=== What is required ===
Lines containing the word "this" are to be located and copied.

=== Material provided ===
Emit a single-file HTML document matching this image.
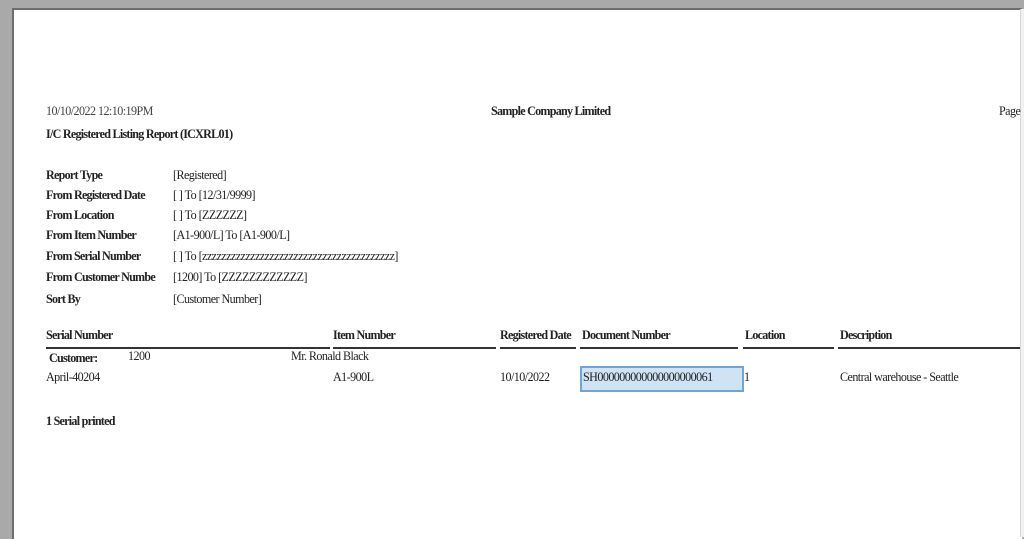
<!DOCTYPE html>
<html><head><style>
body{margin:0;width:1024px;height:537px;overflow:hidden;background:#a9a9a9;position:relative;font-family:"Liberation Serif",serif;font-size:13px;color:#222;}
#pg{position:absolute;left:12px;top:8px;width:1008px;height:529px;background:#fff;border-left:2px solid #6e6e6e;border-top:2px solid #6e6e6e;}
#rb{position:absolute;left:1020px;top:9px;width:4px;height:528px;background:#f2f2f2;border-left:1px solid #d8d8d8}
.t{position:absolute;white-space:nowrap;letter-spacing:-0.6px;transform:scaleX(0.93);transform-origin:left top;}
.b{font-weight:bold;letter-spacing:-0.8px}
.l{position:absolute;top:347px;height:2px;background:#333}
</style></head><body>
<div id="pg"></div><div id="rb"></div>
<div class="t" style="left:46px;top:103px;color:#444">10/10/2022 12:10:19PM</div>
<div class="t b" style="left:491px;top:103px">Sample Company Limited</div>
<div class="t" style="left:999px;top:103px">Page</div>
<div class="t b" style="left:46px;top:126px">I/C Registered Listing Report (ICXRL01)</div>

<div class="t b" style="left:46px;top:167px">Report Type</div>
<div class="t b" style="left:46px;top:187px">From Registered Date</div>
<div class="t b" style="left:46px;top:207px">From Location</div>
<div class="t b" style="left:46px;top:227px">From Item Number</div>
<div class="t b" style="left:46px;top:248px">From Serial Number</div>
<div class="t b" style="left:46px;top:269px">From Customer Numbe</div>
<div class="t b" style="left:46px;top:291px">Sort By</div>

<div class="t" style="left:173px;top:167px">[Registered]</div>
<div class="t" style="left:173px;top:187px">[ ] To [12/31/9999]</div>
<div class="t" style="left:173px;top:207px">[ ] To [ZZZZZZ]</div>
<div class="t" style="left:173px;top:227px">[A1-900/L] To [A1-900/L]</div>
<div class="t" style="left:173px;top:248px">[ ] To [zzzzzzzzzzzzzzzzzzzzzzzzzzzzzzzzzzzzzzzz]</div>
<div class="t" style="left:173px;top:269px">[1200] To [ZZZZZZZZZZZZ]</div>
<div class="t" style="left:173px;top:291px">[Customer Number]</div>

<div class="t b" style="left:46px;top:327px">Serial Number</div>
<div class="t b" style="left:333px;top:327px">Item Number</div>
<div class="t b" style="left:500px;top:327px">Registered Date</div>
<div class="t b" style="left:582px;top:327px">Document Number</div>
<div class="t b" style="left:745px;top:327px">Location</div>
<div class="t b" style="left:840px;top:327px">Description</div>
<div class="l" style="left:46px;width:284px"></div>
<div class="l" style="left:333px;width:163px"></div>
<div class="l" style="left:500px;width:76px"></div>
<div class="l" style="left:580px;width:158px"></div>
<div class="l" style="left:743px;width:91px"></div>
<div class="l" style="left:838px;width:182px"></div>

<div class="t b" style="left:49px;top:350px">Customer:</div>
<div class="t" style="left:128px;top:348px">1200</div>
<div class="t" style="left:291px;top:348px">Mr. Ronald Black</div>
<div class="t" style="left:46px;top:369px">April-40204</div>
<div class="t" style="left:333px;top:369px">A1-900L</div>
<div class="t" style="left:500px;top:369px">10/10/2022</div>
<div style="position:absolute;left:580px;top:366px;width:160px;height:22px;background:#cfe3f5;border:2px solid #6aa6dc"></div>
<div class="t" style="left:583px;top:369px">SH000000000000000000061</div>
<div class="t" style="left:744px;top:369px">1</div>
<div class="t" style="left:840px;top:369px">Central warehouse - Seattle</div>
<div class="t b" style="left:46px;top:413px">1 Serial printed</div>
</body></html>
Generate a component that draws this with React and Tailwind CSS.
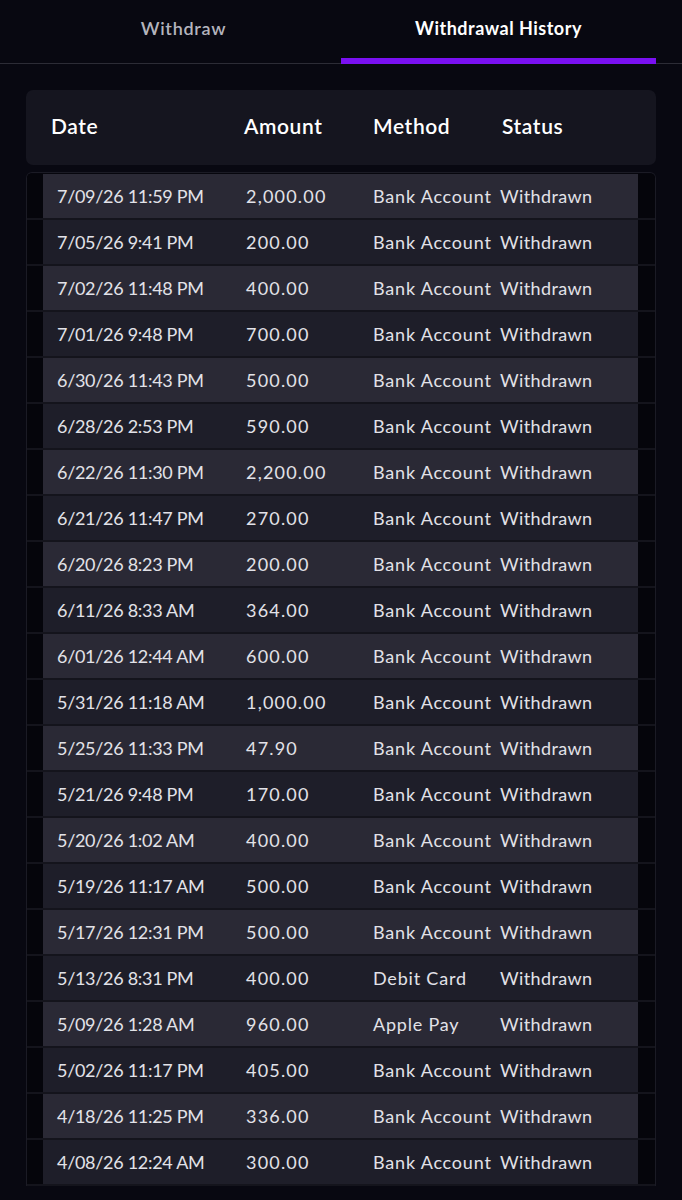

=== Answer to the exercise ===
Emit a single-file HTML document matching this image.
Generate a component that draws this with React and Tailwind CSS.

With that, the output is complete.